The following JAX program results in XLA:GPU generating a kernel with invalid arguments:

import jax
import jax.numpy as jnp
import numpy as np


def sink(*args, **kwargs):
    jax.experimental.io_callback(lambda *args, **kwargs: None, None, *args, **kwargs)


@jax.jit
def main(int_value, input_params, slice_index):
    def inner_fn(shape, params):
        h1_dims = (shape[0], max(shape[1], 16))
        h1 = jnp.concatenate(
            [
                jnp.ones((*h1_dims, 127)) * jnp.array([0.0])[0],
                jnp.zeros((*h1_dims, 1)),
            ],
            axis=-1,
        )
        h2 = params["p1"] * h1
        h3 = h2 / (h2**2).sum(axis=-1, keepdims=True)
        h4 = params["p2"] / (jnp.linalg.norm(params["p2"], axis=-1, keepdims=True))
        h5 = h4[:, :-1].reshape((-1,))
        h6 = h3 * (np.zeros((128,)) * h5)
        return jax.lax.dynamic_slice_in_dim(h6, slice_index, shape[1], axis=-2)

    def outer_fn_1():
        sink(inner_fn((1, 1), input_params))

    def outer_fn_2():
        def loss_fn(params):
            return inner_fn((8, 17), params).sum()

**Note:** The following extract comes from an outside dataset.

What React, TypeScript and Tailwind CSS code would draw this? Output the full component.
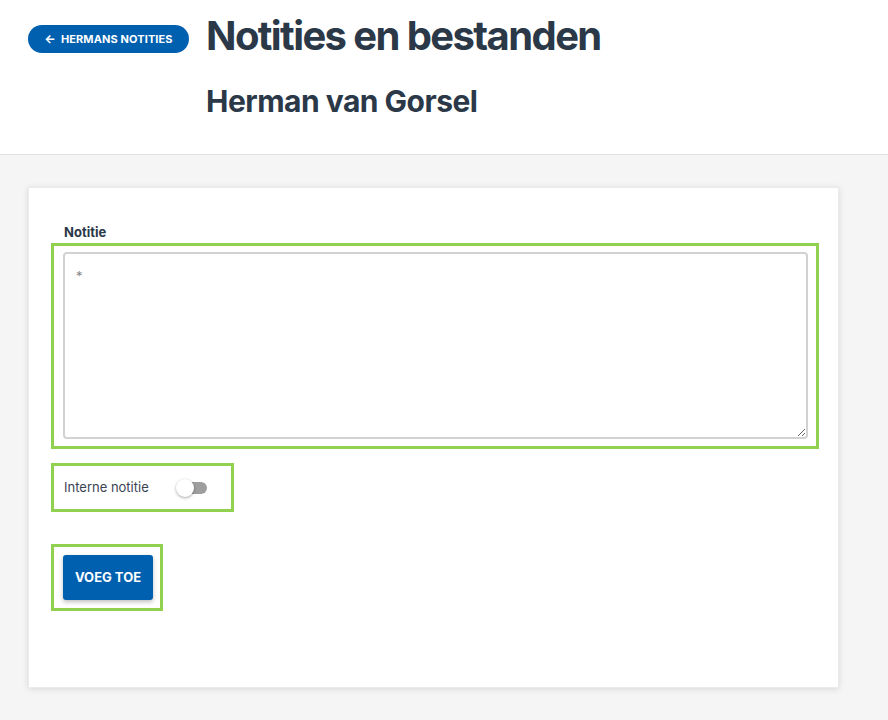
const App = () => {
  return (
    <div className="min-h-screen bg-[#f5f5f5]" style={{ fontFamily: "Inter, 'Noto Sans', sans-serif" }}>
      <header className="bg-white border-b border-[#e2e2e2] h-[155px] flex pl-[28px]">
        <div className="pt-[25px]">
          <button
            type="button"
            className="h-[28px] w-[161px] rounded-full bg-[#0060b0] text-white text-[11px] font-bold uppercase flex items-center justify-center gap-[5px] tracking-[0.01em]"
          >
            <span className="text-[12px] leading-none">←</span>
            Hermans notities
          </button>
        </div>
        <div className="ml-[17px] pt-[12px]">
          <h1 className="text-[40px] leading-[48px] font-bold text-[#2b3848] tracking-[-0.04em]">Notities en bestanden</h1>
          <h2 className="mt-[23px] text-[30px] leading-[36px] font-bold text-[#2b3848] tracking-[-0.017em]">Herman van Gorsel</h2>
        </div>
      </header>

      <div className="pt-[32px] pl-[28px]">
        <div className="w-[811px] h-[501px] bg-white shadow-[0_1px_6px_rgba(0,0,0,0.12)] border border-[#ebebeb] pt-[36px] pl-[22px] text-[#2b3848]">
          <label className="block pl-[13px] text-[13px] leading-[16px] font-bold">Notitie</label>
          <div className="mt-[3px] w-[768px] border-[3px] border-[#92d050] pl-[9px] pr-[8px] pt-[6px] pb-[7px]">
            <textarea
              placeholder="*"
              className="block w-full h-[187px] border-2 border-[#d2d2d2] rounded-[4px] px-[11px] py-[13px] text-[13px] placeholder:text-[#888] outline-none resize-y"
            />
          </div>

          <div className="mt-[14px] w-[183px] h-[49px] border-[3px] border-[#92d050] pl-[10px] flex items-center">
            <span className="text-[13px] text-[#3a4452]">Interne notitie</span>
            <div className="relative ml-[27px] w-[31px] h-[18px]">
              <div className="absolute left-[6px] top-[3px] w-[25px] h-[12px] rounded-full bg-[#9e9e9e]" />
              <div className="absolute left-0 top-0 w-[18px] h-[18px] rounded-full bg-white shadow-[0_1px_3px_rgba(0,0,0,0.35)]" />
            </div>
          </div>

          <div className="mt-[32px] w-[112px] h-[67px] border-[3px] border-[#92d050] pl-[9px] pt-[8px]">
            <button
              type="button"
              className="w-[90px] h-[45px] rounded-[3px] bg-[#0060b0] text-white text-[13px] font-bold uppercase shadow-[0_2px_4px_rgba(0,0,0,0.25)]"
            >
              Voeg toe
            </button>
          </div>
        </div>
      </div>
    </div>
  );
};

export default App;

        sink(jax.value_and_grad(loss_fn)(input_params))

    def main_loop_fn(*args, **kwargs):
        jax.lax.cond(int_value != 0, outer_fn_1, outer_fn_1)
        jax.lax.cond(int_value != 0, outer_fn_2, outer_fn_2)

    jax.lax.fori_loop(0, 1, main_loop_fn, None)

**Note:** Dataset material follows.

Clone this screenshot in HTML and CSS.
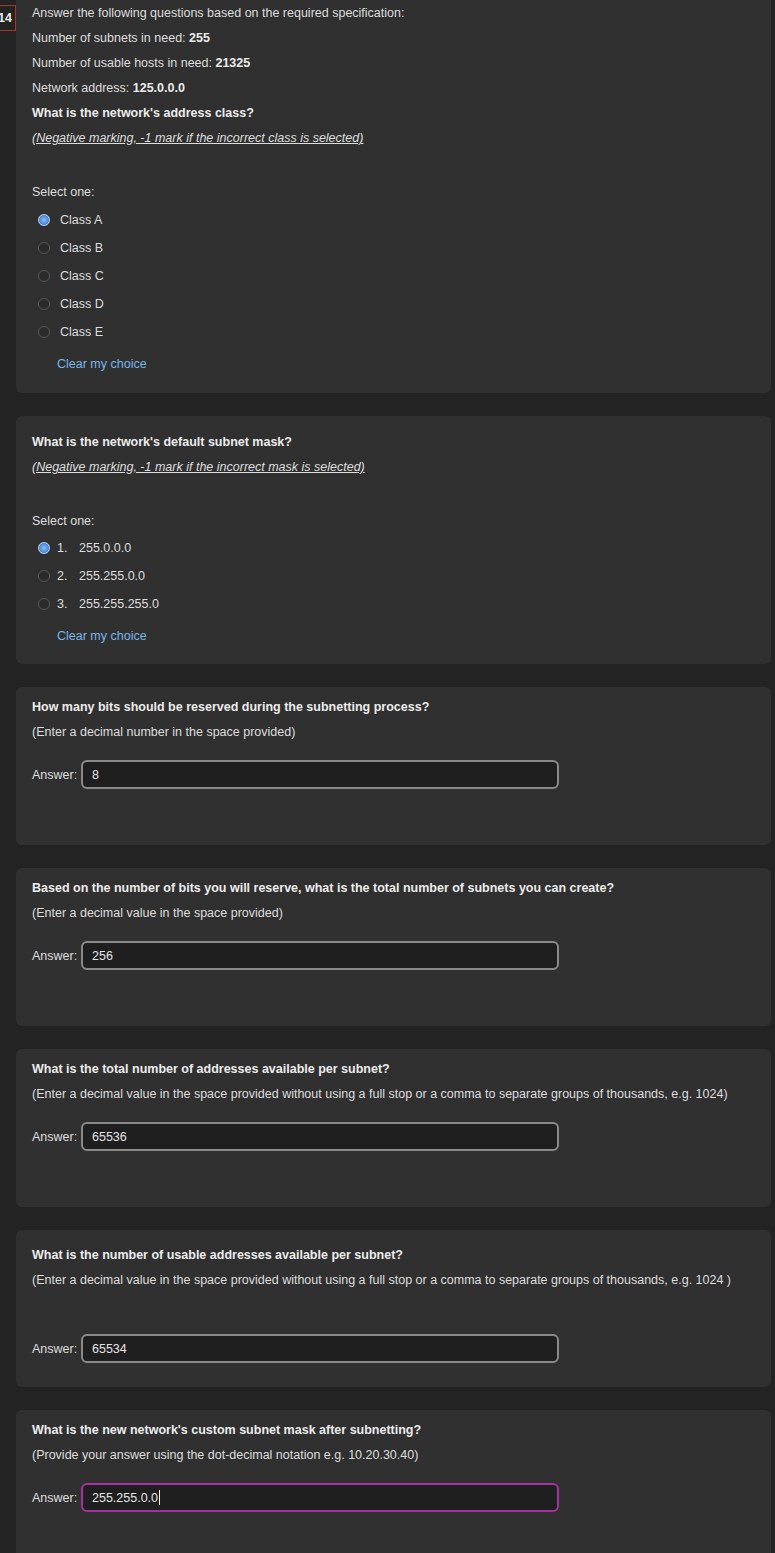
FILE: index.html
```html
<!DOCTYPE html>
<html lang="en">
<head>
<meta charset="utf-8">
<title>Quiz question 14</title>
<link rel="stylesheet" href="styles.css">
</head>
<body>
<div class="qno">14</div>
<main class="quiz">
  <section class="card card-first">
    <p class="line">Answer the following questions based on the required specification:</p>
    <p class="line">Number of subnets in need: <b>255</b></p>
    <p class="line">Number of usable hosts in need: <b>21325</b></p>
    <p class="line">Network address: <b>125.0.0.0</b></p>
    <p class="line q">What is the network's address class?</p>
    <p class="line neg">(Negative marking, -1 mark if the incorrect class is selected)</p>
    <p class="line select">Select one:</p>
    <div class="options">
      <div class="opt"><span class="radio on"></span><span class="lbl">Class A</span></div>
      <div class="opt"><span class="radio"></span><span class="lbl">Class B</span></div>
      <div class="opt"><span class="radio"></span><span class="lbl">Class C</span></div>
      <div class="opt"><span class="radio"></span><span class="lbl">Class D</span></div>
      <div class="opt"><span class="radio"></span><span class="lbl">Class E</span></div>
    </div>
    <p class="line clear">Clear my choice</p>
  </section>

  <section class="card card-mc">
    <p class="line q">What is the network's default subnet mask?</p>
    <p class="line neg">(Negative marking, -1 mark if the incorrect mask is selected)</p>
    <p class="line select">Select one:</p>
    <div class="options">
      <div class="opt"><span class="radio on"></span><span class="num">1.</span><span>255.0.0.0</span></div>
      <div class="opt"><span class="radio"></span><span class="num">2.</span><span>255.255.0.0</span></div>
      <div class="opt"><span class="radio"></span><span class="num">3.</span><span>255.255.255.0</span></div>
    </div>
    <p class="line clear">Clear my choice</p>
  </section>

  <section class="card card-field">
    <p class="line q">How many bits should be reserved during the subnetting process?</p>
    <p class="line">(Enter a decimal number in the space provided)</p>
    <div class="answer"><span class="alabel">Answer:</span><span class="field">8</span></div>
  </section>

  <section class="card card-field">
    <p class="line q">Based on the number of bits you will reserve, what is the total number of subnets you can create?</p>
    <p class="line">(Enter a decimal value in the space provided)</p>
    <div class="answer"><span class="alabel">Answer:</span><span class="field">256</span></div>
  </section>

  <section class="card card-field">
    <p class="line q">What is the total number of addresses available per subnet?</p>
    <p class="line">(Enter a decimal value in the space provided without using a full stop or a comma to separate groups of thousands, e.g. 1024)</p>
    <div class="answer"><span class="alabel">Answer:</span><span class="field">65536</span></div>
  </section>

  <section class="card card-field card-spaced">
    <p class="line q">What is the number of usable addresses available per subnet?</p>
    <p class="line">(Enter a decimal value in the space provided without using a full stop or a comma to separate groups of thousands, e.g. 1024 )</p>
    <div class="answer"><span class="alabel">Answer:</span><span class="field">65534</span></div>
  </section>

  <section class="card card-field">
    <p class="line q">What is the new network's custom subnet mask after subnetting?</p>
    <p class="line">(Provide your answer using the dot-decimal notation e.g. 10.20.30.40)</p>
    <div class="answer"><span class="alabel">Answer:</span><span class="field focus">255.255.0.0<span class="caret"></span></span></div>
  </section>
</main>
</body>
</html>
```
FILE: styles.css
```css
html, body {
  margin: 0;
  padding: 0;
  background: #232323;
}
body {
  position: relative;
  font-family: "Liberation Sans", Arial, sans-serif;
  font-size: 12.5px;
  color: #dedede;
  overflow: hidden;
}
.qno {
  position: absolute;
  left: -14px;
  top: 5px;
  width: 30px;
  height: 26px;
  border: 1px solid #a8352c;
  box-sizing: border-box;
  color: #f0f0f0;
  font-weight: bold;
  font-size: 12.5px;
  line-height: 24px;
  text-align: right;
  padding-right: 3px;
}
.quiz {
  display: flex;
  flex-direction: column;
  gap: 23px;
  margin: -11px 4px 0 16px;
}
.card {
  background: #303030;
  border-radius: 6px;
  padding: 8px 16px 56px 16px;
}
.card-first {
  padding-top: 12px;
  padding-bottom: 16px;
}
.card-mc {
  padding-top: 14px;
  padding-bottom: 15px;
}
.card-mc .options {
  margin-top: 0;
}
.card-spaced {
  padding-top: 13px;
  padding-bottom: 24px;
}
.line {
  margin: 0;
  line-height: 25px;
  white-space: nowrap;
}
.line b, .q {
  font-weight: bold;
  color: #ececec;
}
.neg {
  font-style: italic;
  text-decoration: underline;
}
.select {
  margin-top: 29px;
}
.options {
  margin-top: 1px;
  display: flex;
  flex-direction: column;
}
.opt {
  height: 28px;
  display: flex;
  align-items: center;
  padding-left: 6px;
}
.radio {
  width: 12px;
  height: 12px;
  box-sizing: border-box;
  border-radius: 50%;
  border: 1px solid #575757;
  background: #2b2b2b;
  margin-right: 10px;
  flex: none;
}
.radio.on {
  border: 1px solid #b7d3f5;
  background: radial-gradient(circle at 50% 50%, #8ab8f0 0, #5d98e0 45%, #3f7bd0 70%, #a9c9f2 72%);
}
.card-mc .radio {
  margin-right: 7px;
}
.num {
  width: 22px;
}
.clear {
  margin-top: 6px;
  padding-left: 25px;
  color: #7ab6e6;
}
.answer {
  display: flex;
  align-items: center;
  margin-top: 15px;
}
.card-spaced .answer {
  margin-top: 41px;
}
.alabel {
  width: 49px;
  flex: none;
}
.field {
  display: flex;
  align-items: center;
  box-sizing: border-box;
  width: 478px;
  height: 29px;
  border: 2px solid #8a8a8a;
  border-radius: 6px;
  background: #1f1f1f;
  padding-left: 9px;
  color: #e4e4e4;
}
.field.focus {
  border-color: #a5309f;
}
.caret {
  display: inline-block;
  width: 1px;
  height: 15px;
  background: #f0f0f0;
  margin-left: 1px;
}
```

main(0, {"p1": jnp.zeros((1,)), "p2": jnp.zeros((32, 5))}, jnp.array(0))

Result:

E1027 14:49:00.537894  832649 pjrt_stream_executor_client.cc:2839] Execution of replica 0 failed: INTERNAL: CUDA error: Failed to add kernel node to a CUDA graph: CUDA_ERROR_INVALID_VALUE: invalid argument
Traceback (most recent call last):
  File .../jax_bug.py", line 44, in <module>
    main(0, {"p1": jnp.zeros((1,)), "p2": jnp.ones((32, 5))}, jnp.array(0))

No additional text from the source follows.